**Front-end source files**
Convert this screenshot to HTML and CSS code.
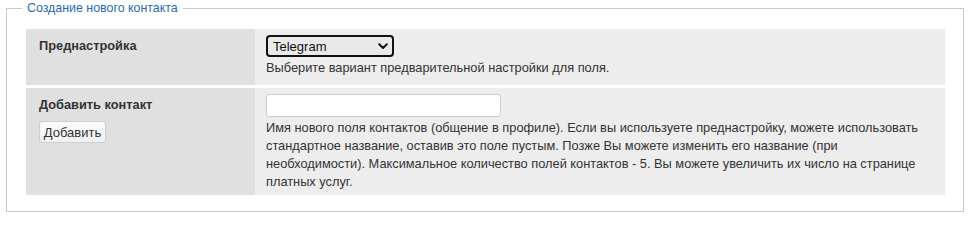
FILE: index.html
```html
<!DOCTYPE html>
<html lang="ru">
<head>
<meta charset="utf-8">
<title>Создание нового контакта</title>
<link rel="stylesheet" href="styles.css">
</head>
<body>
<fieldset class="box">
  <legend class="box-title">Создание нового контакта</legend>
  <div class="form-grid">
    <div class="label-cell"><span class="label">Преднастройка</span></div>
    <div class="field-cell">
      <div class="select-wrap">
        <select class="preset">
          <option>Telegram</option>
        </select>
        <svg class="chevron" width="10" height="7" viewBox="0 0 10 7" aria-hidden="true"><path d="M1.2 1.2 L5 5 L8.8 1.2" fill="none" stroke="#111" stroke-width="2" stroke-linecap="round" stroke-linejoin="round"/></svg>
      </div>
      <div class="hint">Выберите вариант предварительной настройки для поля.</div>
    </div>

    <div class="label-cell">
      <span class="label">Добавить контакт</span>
      <button class="btn" type="button">Добавить</button>
    </div>
    <div class="field-cell">
      <input class="text-input" type="text">
      <div class="hint">Имя нового поля контактов (общение в профиле). Если вы используете преднастройку, можете использовать стандартное название, оставив это поле пустым. Позже Вы можете изменить его название (при необходимости). Максимальное количество полей контактов - 5. Вы можете увеличить их число на странице платных услуг.</div>
    </div>
  </div>
</fieldset>
</body>
</html>
```

FILE: styles.css
```css
html, body {
  margin: 0;
  padding: 0;
  background: #ffffff;
}

body {
  font-family: "Liberation Sans", Arial, sans-serif;
  font-size: 12.8px;
  color: #333333;
  width: 972px;
}

.box {
  margin: 0 8px 0 6px;
  padding: 12px 18px 16px 19px;
  border: 1px solid #c9c9c9;
  min-width: 0;
}

.box-title {
  font-size: 12.4px;
  line-height: 17px;
  color: #1f6cb5;
  padding: 0 5px;
  margin-left: -4px;
}

.form-grid {
  display: grid;
  grid-template-columns: 229px 1fr;
  grid-auto-rows: minmax(56px, auto);
  row-gap: 3px;
}

.label-cell {
  background: #dfe0df;
  padding: 8px 13px;
  display: flex;
  flex-direction: column;
  align-items: flex-start;
}

.label {
  font-weight: bold;
  line-height: 18px;
  color: #333333;
}

.field-cell {
  background: #ededed;
  padding: 6px 11px 4px 11px;
  display: flex;
  flex-direction: column;
  align-items: flex-start;
}

.select-wrap {
  position: relative;
  display: inline-flex;
}

.preset {
  appearance: none;
  -webkit-appearance: none;
  width: 128px;
  height: 22px;
  box-sizing: border-box;
  border: 2px solid #111111;
  border-radius: 4px;
  background: #e9e9e9;
  font-family: "Liberation Sans", Arial, sans-serif;
  font-size: 13px;
  color: #111111;
  padding: 0 0 0 5px;
  margin: 0;
  outline: none;
}

.chevron {
  position: absolute;
  right: 6px;
  top: 8px;
  pointer-events: none;
}

.hint {
  line-height: 18px;
  margin-top: 2px;
  color: #333333;
}

.text-input {
  width: 235px;
  height: 23px;
  box-sizing: border-box;
  border: 1px solid #cccccc;
  border-radius: 3px;
  background: #ffffff;
  margin: 0;
  padding: 2px 5px;
  font-family: "Liberation Sans", Arial, sans-serif;
  font-size: 12.8px;
}

.btn {
  margin-top: 7px;
  width: 67px;
  height: 22px;
  box-sizing: border-box;
  border: 1px solid #cfcfcf;
  border-radius: 3px;
  background: linear-gradient(#fbfbfb, #f1f1f1);
  font-family: "Liberation Sans", Arial, sans-serif;
  font-size: 13px;
  color: #333333;
  padding: 0;
}
```
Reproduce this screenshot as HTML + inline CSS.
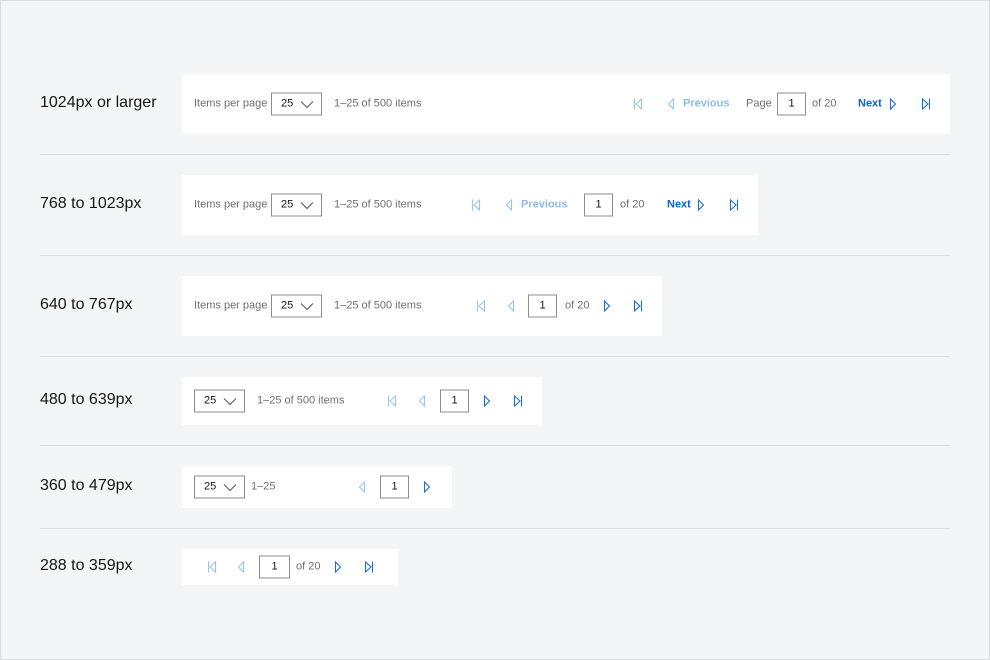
<!DOCTYPE html>
<html><head><meta charset="utf-8"><style>
*{margin:0;padding:0;box-sizing:border-box}
body{width:990px;height:660px;background:#f4f5f7;font-family:"Liberation Sans",Arial,sans-serif;position:relative;overflow:hidden}
.frame{position:absolute;left:0;top:0;width:990px;height:660px;border:1px solid #dcdde0}
.lbl{position:absolute;left:40px;font-size:16px;color:#161616;transform:translateY(-50%)}
.hr{position:absolute;left:40px;width:910px;height:1px;background:#dcdcdc}
.card{position:absolute;left:182px;background:#fff}
.a{position:absolute;transform:translateY(-50%);font-size:11px;color:#6f6f6f;white-space:nowrap;line-height:1}
.sel{position:absolute;transform:translateY(-50%);width:51px;height:23px;border:1px solid #8d8d8d;font-size:11px;color:#161616;padding-left:9px;line-height:21px}
.sel svg{position:absolute;right:7px;top:7px}
.inp{position:absolute;transform:translateY(-50%);width:29px;height:23px;border:1px solid #8d8d8d;font-size:11px;color:#161616;text-align:center;line-height:21px}
.dis{color:#8dbce9;font-weight:bold}
.nx{color:#0f62c8;font-weight:bold}
svg.i{position:absolute;transform:translateY(-50%);fill:none;stroke-width:1.1}
.d{stroke:#9cc4ea}.e{stroke:#1f6fd0}
</style></head><body>
<div class="frame"></div>

<!-- row1 -->
<div class="lbl" style="top:103px">1024px or larger</div>
<div class="card" style="top:74px;width:768px;height:60px"></div>
<div class="a" style="left:194px;top:104px">Items per page</div>
<div class="sel" style="left:271px;top:104px">25<svg width="14" height="8"><path d="M1 1l6 6 6-6" stroke="#555" fill="none"/></svg></div>
<div class="a" style="left:334px;top:104px">1–25 of 500 items</div>
<svg class="i d" style="left:633px;top:104px" width="10" height="13"><path d="M1.5 1v11M8.5 1.5L3 6.5 8.5 11.5Z"/></svg>
<svg class="i d" style="left:667px;top:104px" width="8" height="13"><path d="M6.5 1.5L1.5 6.5 6.5 11.5Z"/></svg>
<div class="a dis" style="left:683px;top:104px">Previous</div>
<div class="a" style="left:746px;top:104px">Page</div>
<div class="inp" style="left:777px;top:104px">1</div>
<div class="a" style="left:812px;top:104px">of 20</div>
<div class="a nx" style="left:858px;top:104px">Next</div>
<svg class="i e" style="left:889px;top:104px" width="8" height="13"><path d="M1.5 1.5L6.5 6.5 1.5 11.5Z"/></svg>
<svg class="i e" style="left:921px;top:104px" width="10" height="13"><path d="M1.5 1.5L7 6.5 1.5 11.5ZM8.5 1v11"/></svg>
<div class="hr" style="top:154px"></div>

<!-- row2 -->
<div class="lbl" style="top:204px">768 to 1023px</div>
<div class="card" style="top:175px;width:576px;height:60px"></div>
<div class="a" style="left:194px;top:205px">Items per page</div>
<div class="sel" style="left:271px;top:205px">25<svg width="14" height="8"><path d="M1 1l6 6 6-6" stroke="#555" fill="none"/></svg></div>
<div class="a" style="left:334px;top:205px">1–25 of 500 items</div>
<svg class="i d" style="left:471px;top:205px" width="10" height="13"><path d="M1.5 1v11M8.5 1.5L3 6.5 8.5 11.5Z"/></svg>
<svg class="i d" style="left:505px;top:205px" width="8" height="13"><path d="M6.5 1.5L1.5 6.5 6.5 11.5Z"/></svg>
<div class="a dis" style="left:521px;top:205px">Previous</div>
<div class="inp" style="left:584px;top:205px">1</div>
<div class="a" style="left:620px;top:205px">of 20</div>
<div class="a nx" style="left:667px;top:205px">Next</div>
<svg class="i e" style="left:697px;top:205px" width="8" height="13"><path d="M1.5 1.5L6.5 6.5 1.5 11.5Z"/></svg>
<svg class="i e" style="left:729px;top:205px" width="10" height="13"><path d="M1.5 1.5L7 6.5 1.5 11.5ZM8.5 1v11"/></svg>
<div class="hr" style="top:255px"></div>

<!-- row3 -->
<div class="lbl" style="top:305px">640 to 767px</div>
<div class="card" style="top:276px;width:480px;height:60px"></div>
<div class="a" style="left:194px;top:306px">Items per page</div>
<div class="sel" style="left:271px;top:306px">25<svg width="14" height="8"><path d="M1 1l6 6 6-6" stroke="#555" fill="none"/></svg></div>
<div class="a" style="left:334px;top:306px">1–25 of 500 items</div>
<svg class="i d" style="left:476px;top:306px" width="10" height="13"><path d="M1.5 1v11M8.5 1.5L3 6.5 8.5 11.5Z"/></svg>
<svg class="i d" style="left:507px;top:306px" width="8" height="13"><path d="M6.5 1.5L1.5 6.5 6.5 11.5Z"/></svg>
<div class="inp" style="left:528px;top:306px">1</div>
<div class="a" style="left:565px;top:306px">of 20</div>
<svg class="i e" style="left:603px;top:306px" width="8" height="13"><path d="M1.5 1.5L6.5 6.5 1.5 11.5Z"/></svg>
<svg class="i e" style="left:633px;top:306px" width="10" height="13"><path d="M1.5 1.5L7 6.5 1.5 11.5ZM8.5 1v11"/></svg>
<div class="hr" style="top:356px"></div>

<!-- row4 -->
<div class="lbl" style="top:400px">480 to 639px</div>
<div class="card" style="top:377px;width:360px;height:48px"></div>
<div class="sel" style="left:194px;top:401px">25<svg width="14" height="8"><path d="M1 1l6 6 6-6" stroke="#555" fill="none"/></svg></div>
<div class="a" style="left:257px;top:401px">1–25 of 500 items</div>
<svg class="i d" style="left:387px;top:401px" width="10" height="13"><path d="M1.5 1v11M8.5 1.5L3 6.5 8.5 11.5Z"/></svg>
<svg class="i d" style="left:418px;top:401px" width="8" height="13"><path d="M6.5 1.5L1.5 6.5 6.5 11.5Z"/></svg>
<div class="inp" style="left:440px;top:401px">1</div>
<svg class="i e" style="left:483px;top:401px" width="8" height="13"><path d="M1.5 1.5L6.5 6.5 1.5 11.5Z"/></svg>
<svg class="i e" style="left:513px;top:401px" width="10" height="13"><path d="M1.5 1.5L7 6.5 1.5 11.5ZM8.5 1v11"/></svg>
<div class="hr" style="top:445px"></div>

<!-- row5 -->
<div class="lbl" style="top:486px">360 to 479px</div>
<div class="card" style="top:466px;width:270px;height:42px"></div>
<div class="sel" style="left:194px;top:487px">25<svg width="14" height="8"><path d="M1 1l6 6 6-6" stroke="#555" fill="none"/></svg></div>
<div class="a" style="left:251px;top:487px">1–25</div>
<svg class="i d" style="left:358px;top:487px" width="8" height="13"><path d="M6.5 1.5L1.5 6.5 6.5 11.5Z"/></svg>
<div class="inp" style="left:380px;top:487px">1</div>
<svg class="i e" style="left:423px;top:487px" width="8" height="13"><path d="M1.5 1.5L6.5 6.5 1.5 11.5Z"/></svg>
<div class="hr" style="top:528px"></div>

<!-- row6 -->
<div class="lbl" style="top:566px">288 to 359px</div>
<div class="card" style="top:549px;width:216px;height:36px"></div>
<svg class="i d" style="left:207px;top:567px" width="10" height="13"><path d="M1.5 1v11M8.5 1.5L3 6.5 8.5 11.5Z"/></svg>
<svg class="i d" style="left:237px;top:567px" width="8" height="13"><path d="M6.5 1.5L1.5 6.5 6.5 11.5Z"/></svg>
<div class="inp" style="left:259px;top:567px;width:31px">1</div>
<div class="a" style="left:296px;top:567px">of 20</div>
<svg class="i e" style="left:334px;top:567px" width="8" height="13"><path d="M1.5 1.5L6.5 6.5 1.5 11.5Z"/></svg>
<svg class="i e" style="left:364px;top:567px" width="10" height="13"><path d="M1.5 1.5L7 6.5 1.5 11.5ZM8.5 1v11"/></svg>
</body></html>
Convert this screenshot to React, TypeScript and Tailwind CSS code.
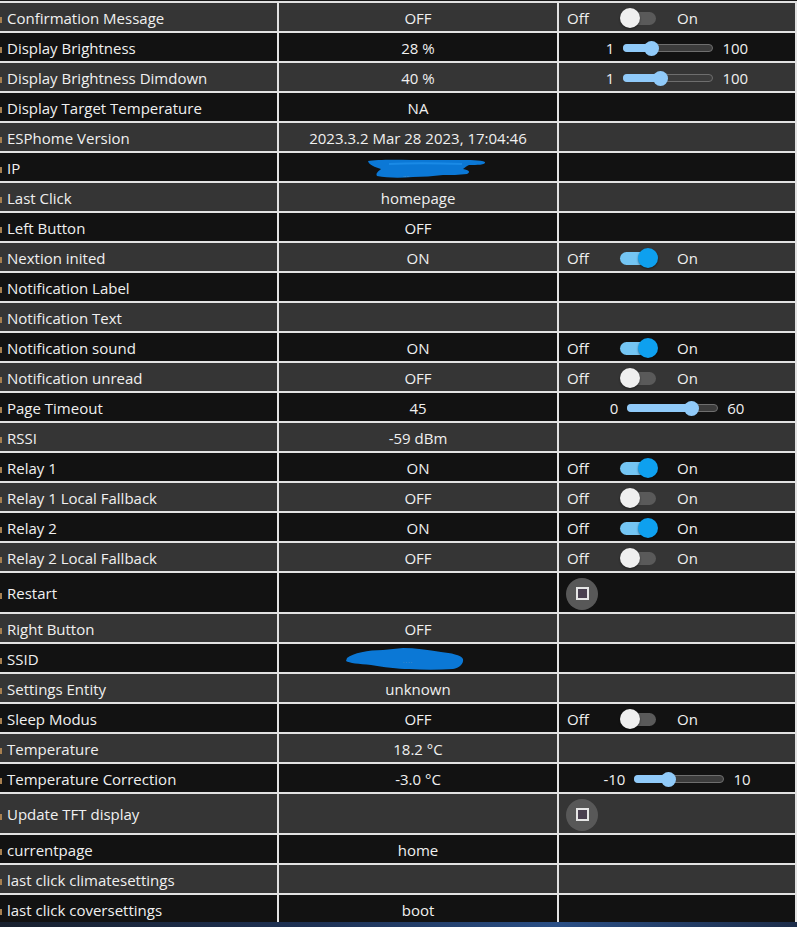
import React from "react";

type Ctrl =
  | { k: "none" }
  | { k: "switch"; on: boolean }
  | { k: "slider"; min: number; max: number; val: number; w: number }
  | { k: "button" };

type Row = { name: string; state?: string; ctrl: Ctrl; tall?: boolean; blob?: "ip" | "ssid" };

const rows: Row[] = [
  { name: "Confirmation Message", state: "OFF", ctrl: { k: "switch", on: false } },
  { name: "Display Brightness", state: "28 %", ctrl: { k: "slider", min: 1, max: 100, val: 28, w: 90 } },
  { name: "Display Brightness Dimdown", state: "40 %", ctrl: { k: "slider", min: 1, max: 100, val: 40, w: 90 } },
  { name: "Display Target Temperature", state: "NA", ctrl: { k: "none" } },
  { name: "ESPhome Version", state: "2023.3.2 Mar 28 2023, 17:04:46", ctrl: { k: "none" } },
  { name: "IP", ctrl: { k: "none" }, blob: "ip" },
  { name: "Last Click", state: "homepage", ctrl: { k: "none" } },
  { name: "Left Button", state: "OFF", ctrl: { k: "none" } },
  { name: "Nextion inited", state: "ON", ctrl: { k: "switch", on: true } },
  { name: "Notification Label", ctrl: { k: "none" } },
  { name: "Notification Text", ctrl: { k: "none" } },
  { name: "Notification sound", state: "ON", ctrl: { k: "switch", on: true } },
  { name: "Notification unread", state: "OFF", ctrl: { k: "switch", on: false } },
  { name: "Page Timeout", state: "45", ctrl: { k: "slider", min: 0, max: 60, val: 45, w: 91 } },
  { name: "RSSI", state: "-59 dBm", ctrl: { k: "none" } },
  { name: "Relay 1", state: "ON", ctrl: { k: "switch", on: true } },
  { name: "Relay 1 Local Fallback", state: "OFF", ctrl: { k: "switch", on: false } },
  { name: "Relay 2", state: "ON", ctrl: { k: "switch", on: true } },
  { name: "Relay 2 Local Fallback", state: "OFF", ctrl: { k: "switch", on: false } },
  { name: "Restart", ctrl: { k: "button" }, tall: true },
  { name: "Right Button", state: "OFF", ctrl: { k: "none" } },
  { name: "SSID", ctrl: { k: "none" }, blob: "ssid" },
  { name: "Settings Entity", state: "unknown", ctrl: { k: "none" } },
  { name: "Sleep Modus", state: "OFF", ctrl: { k: "switch", on: false } },
  { name: "Temperature", state: "18.2 °C", ctrl: { k: "none" } },
  { name: "Temperature Correction", state: "-3.0 °C", ctrl: { k: "slider", min: -10, max: 10, val: -3, w: 90 } },
  { name: "Update TFT display", ctrl: { k: "button" }, tall: true },
  { name: "currentpage", state: "home", ctrl: { k: "none" } },
  { name: "last click climatesettings", ctrl: { k: "none" } },
  { name: "last click coversettings", state: "boot", ctrl: { k: "none" } },
];

function Switch({ on }: { on: boolean }) {
  return (
    <div className="relative w-[38px] h-[20px] flex items-center">
      <div className={`w-[36px] h-[13px] rounded-full ${on ? "bg-[#74c5f3]" : "bg-[#5a5a5a]"}`} />
      <div
        className={`absolute top-0 w-[20px] h-[20px] rounded-full shadow-[0_1px_2px_rgba(0,0,0,0.5)] ${
          on ? "left-[18px] bg-[#0ea0ef]" : "left-0 bg-[#efefef]"
        }`}
      />
    </div>
  );
}

function Slider({ min, max, val, w }: { min: number; max: number; val: number; w: number }) {
  const frac = (val - min) / (max - min);
  const thumb = 15;
  const center = thumb / 2 + frac * (w - thumb);
  return (
    <div className="relative h-[16px] flex items-center" style={{ width: w }}>
      <div className="w-full h-[8px] rounded-full bg-[#3c3c3c] border border-[#6e6e6e]" />
      <div className="absolute left-0 h-[8px] rounded-full bg-[#90caf9]" style={{ width: center }} />
      <div
        className="absolute top-[0.5px] w-[15px] h-[15px] rounded-full bg-[#90caf9]"
        style={{ left: center - thumb / 2 }}
      />
    </div>
  );
}

function Blob({ kind }: { kind: "ip" | "ssid" }) {
  if (kind === "ip") {
    return (
      <svg width="120" height="20" viewBox="0 0 120 20" className="ml-[17px] mt-[2px]">
        <path
          d="M1 2 C10 0 40 1 60 1 L92 1 C102 1 114 1 118 3 C119 6 110 6 102 6 C99 7 98 9 96 10 C102 11 104 13 100 15 C92 16 84 16 76 16 C66 17 56 18 46 18 C34 19 20 19 10 17 C8 14 12 12 14 10 C8 8 2 6 1 2 Z"
          fill="#0b78d6"
        />
        <path d="M22 5 C40 4 70 4 95 5" stroke="#1a8ae6" strokeWidth="2" fill="none" />
        <text x="36" y="19" fill="#9ab" fontSize="6">····</text>
      </svg>
    );
  }
  return (
    <svg width="122" height="26" viewBox="0 0 122 26" className="mr-[28px]">
      <path
        d="M4 12 C10 7 25 4 40 4 L60 2 C72 2 85 4 98 6 C108 7 118 9 120 13 C121 18 116 22 110 23 C95 24 80 24 66 23 C55 23 40 21 28 19 C16 18 6 17 3 15 Z"
        fill="#0b78d6"
      />
      <text x="60" y="18" fill="#9ab" fontSize="5">· · · ·</text>
    </svg>
  );
}

export default function App() {
  return (
    <div
      className="w-[797px] h-[927px] overflow-hidden bg-[#1a1a1a] text-[#f0f0f0] text-[15px] flex flex-col"
      style={{ fontFamily: '"Open Sans", "Noto Sans", sans-serif' }}
    >
      <div className="h-[922px] overflow-hidden pt-[1px]">
        {rows.map((r, i) => {
          const bg = i % 2 === 0 ? "bg-[#353535]" : "bg-[#121212]";
          return (
            <div
              key={r.name}
              className={`flex ${bg} border-t-2 border-[#e2e2e2] ${r.tall ? "h-[41px]" : "h-[30px]"}`}
            >
              <div className="w-[279px] pt-[2px] border-r-2 border-[#e2e2e2] flex items-center">
                <span className="w-[2px] h-[6px] mt-[4px] bg-[#a88050] mr-[5px]" />
                <span className="whitespace-nowrap">{r.name}</span>
              </div>
              <div className="w-[280px] pt-[2px] border-r-2 border-[#e2e2e2] flex items-center justify-center">
                {r.state && <span className="whitespace-nowrap">{r.state}</span>}
                {r.blob && <Blob kind={r.blob} />}
              </div>
              <div className="w-[238px] pt-[2px] border-r-2 border-[#e2e2e2] flex items-center">
                {r.ctrl.k === "switch" && (
                  <div className="flex items-center pl-[8px]">
                    <span className="w-[53px]">Off</span>
                    <Switch on={r.ctrl.on} />
                    <span className="ml-[19px]">On</span>
                  </div>
                )}
                {r.ctrl.k === "slider" && (
                  <div className="flex-1 flex items-center justify-center gap-[9px]">
                    <span>{r.ctrl.min}</span>
                    <Slider min={r.ctrl.min} max={r.ctrl.max} val={r.ctrl.val} w={r.ctrl.w} />
                    <span>{r.ctrl.max}</span>
                  </div>
                )}
                {r.ctrl.k === "button" && (
                  <div className="ml-[7px] w-[32px] h-[32px] rounded-full bg-[#585858] flex items-center justify-center">
                    <div className="w-[13px] h-[13px] border-2 border-[#e6e6e6] bg-[#4a4050]" />
                  </div>
                )}
              </div>
            </div>
          );
        })}
      </div>
      <div className="h-[5px] bg-[linear-gradient(90deg,#18202e_0%,#1e3256_40%,#2a4f86_70%,#1d2d4a_100%)]" />
    </div>
  );
}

**What to work on**
Copy all lines from the material that contain "this".

**Output**
Convert this screenshot to HTML and CSS code.
Reproduce this screenshot as HTML + inline CSS.
Convert this screenshot to React, TypeScript and Tailwind CSS code.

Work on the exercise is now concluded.